Y ¿qué decir de la calidad de la enseñanza de Pío XII? Era contrario a las improvisaciones: escribía cada discurso con sumo esmero, sopesando cada frase y cada palabra antes de pronunciarla en público. Estudiaba atentamente las diversas cuestiones y tenía la costumbre de pedir consejo a eminentes especialistas, cuando se trataba de temas que exigían una competencia particular. Por naturaleza e índole, Pío XII era un hombre mesurado y realista, alejado de fáciles optimismos, pero también estaba inmune del peligro del pesimismo, impropio de un creyente. Odiaba las polémicas estériles y desconfiaba profundamente del fanatismo y del sentimentalismo.

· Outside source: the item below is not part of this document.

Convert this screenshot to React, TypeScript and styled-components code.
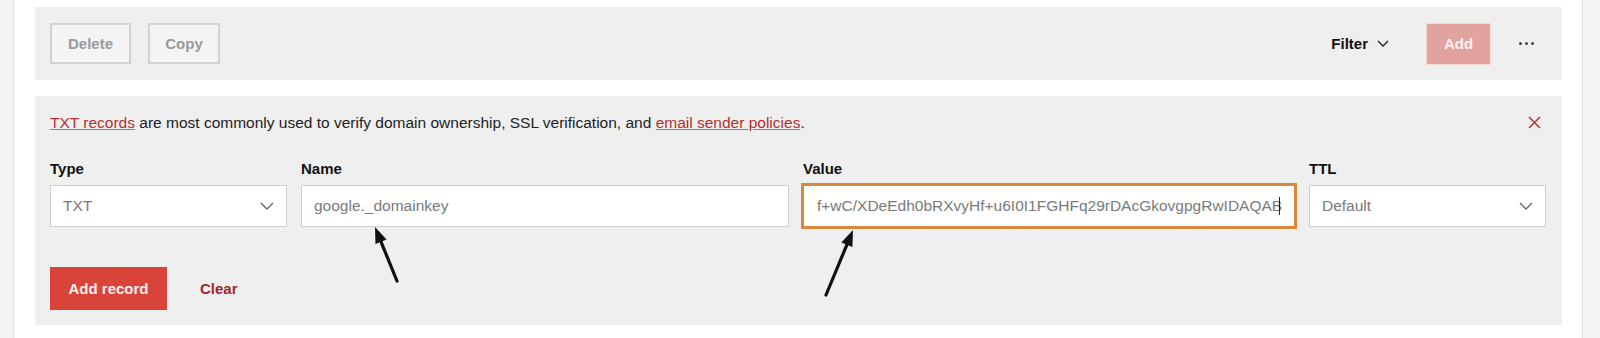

Estas actitudes interiores dan razón del valor y la profundidad, así como de la fiabilidad de su enseñanza, y explican la adhesión confiada que le prestaban no sólo los fieles, sino también numerosas personas que no pertenecían a la Iglesia. Considerando la gran amplitud y la elevada calidad del magisterio de Pío XII, cabe preguntarse cómo lograba hacer tanto, dado que debía dedicarse a las demás numerosas tareas relacionadas con su oficio de Sumo Pontífice: el gobierno diario de la Iglesia, los nombramientos y las visitas de los obispos, las visitas de jefes de Estado y de diplomáticos, las innumerables audiencias concedidas a personas particulares y a grupos muy diversos.
Todos reconocen que Pío XII poseía una inteligencia poco común, una memoria de hierro, una singular familiaridad con las lenguas extranjeras y una notable sensibilidad. Se ha dicho que era un diplomático consumado, un jurista eminente y un óptimo teólogo. Todo esto es verdad, pero eso no lo explica todo. En él se daba también un continuo esfuerzo y una firme voluntad de entregarse a Dios sin escatimar nada y sin cuidar su salud enfermiza.

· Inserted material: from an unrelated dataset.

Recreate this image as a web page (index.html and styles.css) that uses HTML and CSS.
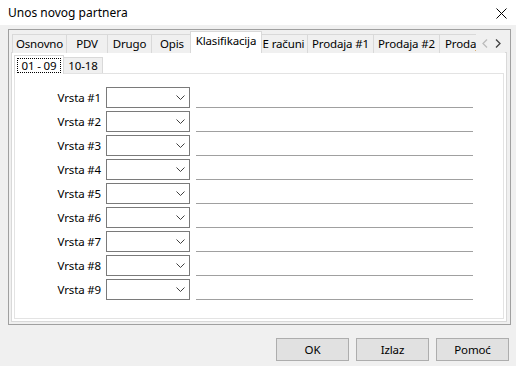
FILE: index.html
```html
<!DOCTYPE html>
<html>
<head>
<meta charset="utf-8">
<link rel="stylesheet" href="styles.css">
</head>
<body>
<div class="window">
  <div class="titlebar">
    <span class="title">Unos novog partnera</span>
    <svg class="close" width="11" height="11" viewBox="0 0 11 11"><path d="M0.5 0.5 L10.5 10.5 M10.5 0.5 L0.5 10.5" stroke="#000" stroke-width="1" fill="none"/></svg>
  </div>
  <div class="frame">
    <div class="tabstrip">
      <div class="tab w55 first">Osnovno</div>
      <div class="tab w42">PDV</div>
      <div class="tab w45">Drugo</div>
      <div class="tab w42">Opis</div>
      <div class="tab selected">Klasifikacija</div>
      <div class="tab w49">E računi</div>
      <div class="tab w67">Prodaja #1</div>
      <div class="tab w67">Prodaja #2</div>
      <div class="tab w67 clip">Prodaja #3</div>
      <div class="scroller">
        <svg width="6" height="9" viewBox="0 0 6 9"><path d="M5 0.5 L1 4.5 L5 8.5" stroke="#bcbcbc" stroke-width="1.3" fill="none"/></svg>
        <svg width="6" height="9" viewBox="0 0 6 9"><path d="M1 0.5 L5 4.5 L1 8.5" stroke="#404040" stroke-width="1.3" fill="none"/></svg>
      </div>
    </div>
    <div class="page">
      <div class="subtabs">
        <div class="subtab active"><span class="focus">01 - 09</span></div>
        <div class="subtab">10-18</div>
      </div>
      <div class="subpage">
        <div class="row"><span class="label">Vrsta #1</span><div class="combo"><svg width="9" height="5" viewBox="0 0 9 5"><path d="M0.5 0.5 L4.5 4.5 L8.5 0.5" stroke="#404040" fill="none"/></svg></div><div class="line"></div></div>
        <div class="row"><span class="label">Vrsta #2</span><div class="combo"><svg width="9" height="5" viewBox="0 0 9 5"><path d="M0.5 0.5 L4.5 4.5 L8.5 0.5" stroke="#404040" fill="none"/></svg></div><div class="line"></div></div>
        <div class="row"><span class="label">Vrsta #3</span><div class="combo"><svg width="9" height="5" viewBox="0 0 9 5"><path d="M0.5 0.5 L4.5 4.5 L8.5 0.5" stroke="#404040" fill="none"/></svg></div><div class="line"></div></div>
        <div class="row"><span class="label">Vrsta #4</span><div class="combo"><svg width="9" height="5" viewBox="0 0 9 5"><path d="M0.5 0.5 L4.5 4.5 L8.5 0.5" stroke="#404040" fill="none"/></svg></div><div class="line"></div></div>
        <div class="row"><span class="label">Vrsta #5</span><div class="combo"><svg width="9" height="5" viewBox="0 0 9 5"><path d="M0.5 0.5 L4.5 4.5 L8.5 0.5" stroke="#404040" fill="none"/></svg></div><div class="line"></div></div>
        <div class="row"><span class="label">Vrsta #6</span><div class="combo"><svg width="9" height="5" viewBox="0 0 9 5"><path d="M0.5 0.5 L4.5 4.5 L8.5 0.5" stroke="#404040" fill="none"/></svg></div><div class="line"></div></div>
        <div class="row"><span class="label">Vrsta #7</span><div class="combo"><svg width="9" height="5" viewBox="0 0 9 5"><path d="M0.5 0.5 L4.5 4.5 L8.5 0.5" stroke="#404040" fill="none"/></svg></div><div class="line"></div></div>
        <div class="row"><span class="label">Vrsta #8</span><div class="combo"><svg width="9" height="5" viewBox="0 0 9 5"><path d="M0.5 0.5 L4.5 4.5 L8.5 0.5" stroke="#404040" fill="none"/></svg></div><div class="line"></div></div>
        <div class="row"><span class="label">Vrsta #9</span><div class="combo"><svg width="9" height="5" viewBox="0 0 9 5"><path d="M0.5 0.5 L4.5 4.5 L8.5 0.5" stroke="#404040" fill="none"/></svg></div><div class="line"></div></div>
      </div>
    </div>
  </div>
  <div class="buttons">
    <div class="btn">OK</div>
    <div class="btn">Izlaz</div>
    <div class="btn">Pomoć</div>
  </div>
</div>
</body>
</html>
```
FILE: styles.css
```css
* { box-sizing: border-box; }
html, body { margin: 0; padding: 0; }
body {
  width: 516px;
  height: 366px;
  background: #f0f0f0;
  font-family: "Segoe UI", "Noto Sans", "Open Sans", sans-serif;
  font-size: 11.5px;
  letter-spacing: -0.15px;
  color: #000;
  overflow: hidden;
}
.window { display: flex; flex-direction: column; height: 366px; }
.titlebar {
  height: 25px;
  background: #fff;
  display: flex;
  align-items: center;
  justify-content: space-between;
  padding: 1px 8px 0 8px;
}
.title { font-size: 12px; line-height: 16px; letter-spacing: 0; }
.close { margin-right: 1px; }
.frame {
  margin: 4px 5px 0 8px;
  height: 296px;
  border: 1px solid #a0a0a0;
  padding: 1px 3px 2px 2px;
  display: flex;
  flex-direction: column;
}
.tabstrip {
  position: relative;
  height: 22px;
  display: flex;
  align-items: flex-end;
  overflow: hidden;
  flex: none;
  padding-left: 1px;
}
.tab {
  flex: none;
  height: 19px;
  margin-left: -1px;
  border: 1px solid #d9d9d9;
  border-bottom: none;
  background: #f0f0f0;
  text-align: center;
  line-height: 17px;
  white-space: nowrap;
  overflow: hidden;
}
.tab.first { margin-left: 0; }
.w42 { width: 42px; }
.w45 { width: 45px; }
.w49 { width: 49px; }
.w55 { width: 55px; }
.w67 { width: 67px; }
.tab.clip { text-align: left; padding-left: 5px; }
.tab.selected {
  position: relative;
  z-index: 2;
  width: 72px;
  height: 22px;
  margin-left: -3px;
  margin-right: -2px;
  background: #fff;
  line-height: 17px;
  border-color: #d9d9d9;
}
.scroller {
  position: absolute;
  right: 0;
  top: 3px;
  width: 31px;
  height: 18px;
  background: #f0f0f0;
  display: flex;
  align-items: center;
  justify-content: space-around;
  padding: 0 3px 0 2px;
  z-index: 3;
}
.page {
  flex: 1;
  background: #fff;
  border: 1px solid #d9d9d9;
  padding: 2px 2px 2px 2px;
  display: flex;
  flex-direction: column;
  margin-top: -1px;
}
.subtabs {
  display: flex;
  align-items: flex-end;
  height: 19px;
  flex: none;
}
.subtab {
  flex: none;
  height: 17px;
  border: 1px solid #d9d9d9;
  border-bottom: none;
  background: #f0f0f0;
  text-align: center;
  line-height: 16px;
  width: 40px;
  margin-left: -1px;
}
.subtab.active {
  position: relative;
  z-index: 2;
  margin-left: 0;
  width: 50px;
  height: 19px;
  background: #fff;
  padding-top: 2px;
}
.focus {
  display: inline-block;
  border: 1px dotted #000;
  line-height: 13px;
  padding: 0 4px;
}
.subpage {
  flex: 1;
  margin-top: -1px;
  border: 1px solid #e3e3e3;
  padding: 13px 0 0 0;
  display: flex;
  flex-direction: column;
  gap: 3px;
}
.row {
  display: flex;
  height: 21px;
  align-items: center;
}
.label {
  width: 86px;
  text-align: right;
  white-space: nowrap;
}
.combo {
  margin-left: 5px;
  width: 84px;
  height: 21px;
  border: 1px solid #7a7a7a;
  background: #fff;
  display: flex;
  align-items: center;
  justify-content: flex-end;
  padding-right: 4px;
}
.line {
  margin-left: 6px;
  width: 277px;
  height: 21px;
  border-bottom: 1px solid #a0a0a0;
}
.buttons {
  display: flex;
  justify-content: flex-end;
  gap: 7px;
  margin: 13px 7px 0 0;
}
.btn {
  width: 73px;
  height: 23px;
  border: 1px solid #adadad;
  background: #e1e1e1;
  text-align: center;
  line-height: 21px;
}
```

Este fue el verdadero motivo de su comportamiento: todo nacía del amor a su Señor Jesucristo y del amor a la Iglesia y a la humanidad. En efecto, era ante todo el sacerdote en constante e íntima unión con Dios, el sacerdote que encontraba la fuerza para su enorme trabajo en largos ratos de oración ante el Santísimo Sacramento, en diálogo silencioso con su Creador y Redentor. Allí tenía origen e impulso su magisterio, como por lo demás todas sus restantes actividades.
Así pues, no debe sorprender que su enseñanza siga difundiendo también hoy luz en la Iglesia. Ya han transcurrido cincuenta años desde su muerte, pero su poliédrico y fecundo magisterio sigue teniendo un valor inestimable también para los cristianos de hoy. Ciertamente, la Iglesia, Cuerpo místico de Cristo, es un organismo vivo y vital, y no ha quedado inmóvil en lo que era hace cincuenta años. Pero el desarrollo se realiza con coherencia. Por eso, la herencia del magisterio de Pío XII fue recogida por el concilio Vaticano II y propuesta de nuevo a las generaciones cristianas sucesivas.
Es sabido que en las intervenciones orales y escritas presentadas por los padres del concilio Vaticano II se registran más de mil referencias al magisterio de Pío XII. No todos los documentos del Concilio tienen aparato de notas, pero en los documentos que lo tienen, el nombre de Pío XII aparece más de doscientas veces. Eso quiere decir que, con excepción de la Sagrada Escritura, este Papa es la fuente autorizada que se cita con más frecuencia.
Además, se sabe que, por lo general, las notas de esos documentos no son simples referencias explicativas, sino que a menudo constituyen auténticas partes integrantes de los textos conciliares; no sólo proporcionan justificaciones para apoyar lo que se afirma en el texto, sino que ofrecen asimismo una clave para su interpretación.
Así pues, podemos muy bien decir que, en la persona del Sumo Pontífice Pío XII, el Señor hizo a su Iglesia un don excepcional, por el que todos debemos estarle agradecidos. Por tanto, renuevo la expresión de mi aprecio por el importante trabajo que habéis realizado en la preparación y en el desarrollo de este congreso internacional sobre el magisterio de Pío XII y deseo que se siga reflexionando sobre la valiosa herencia que dejó a la Iglesia este inmortal Pontífice, para sacar provechosas aplicaciones a los problemas que surgen en la actualidad. Con este deseo, a la vez que invoco sobre vuestro esfuerzo la ayuda del Señor, de corazón imparto a cada uno mi bendición.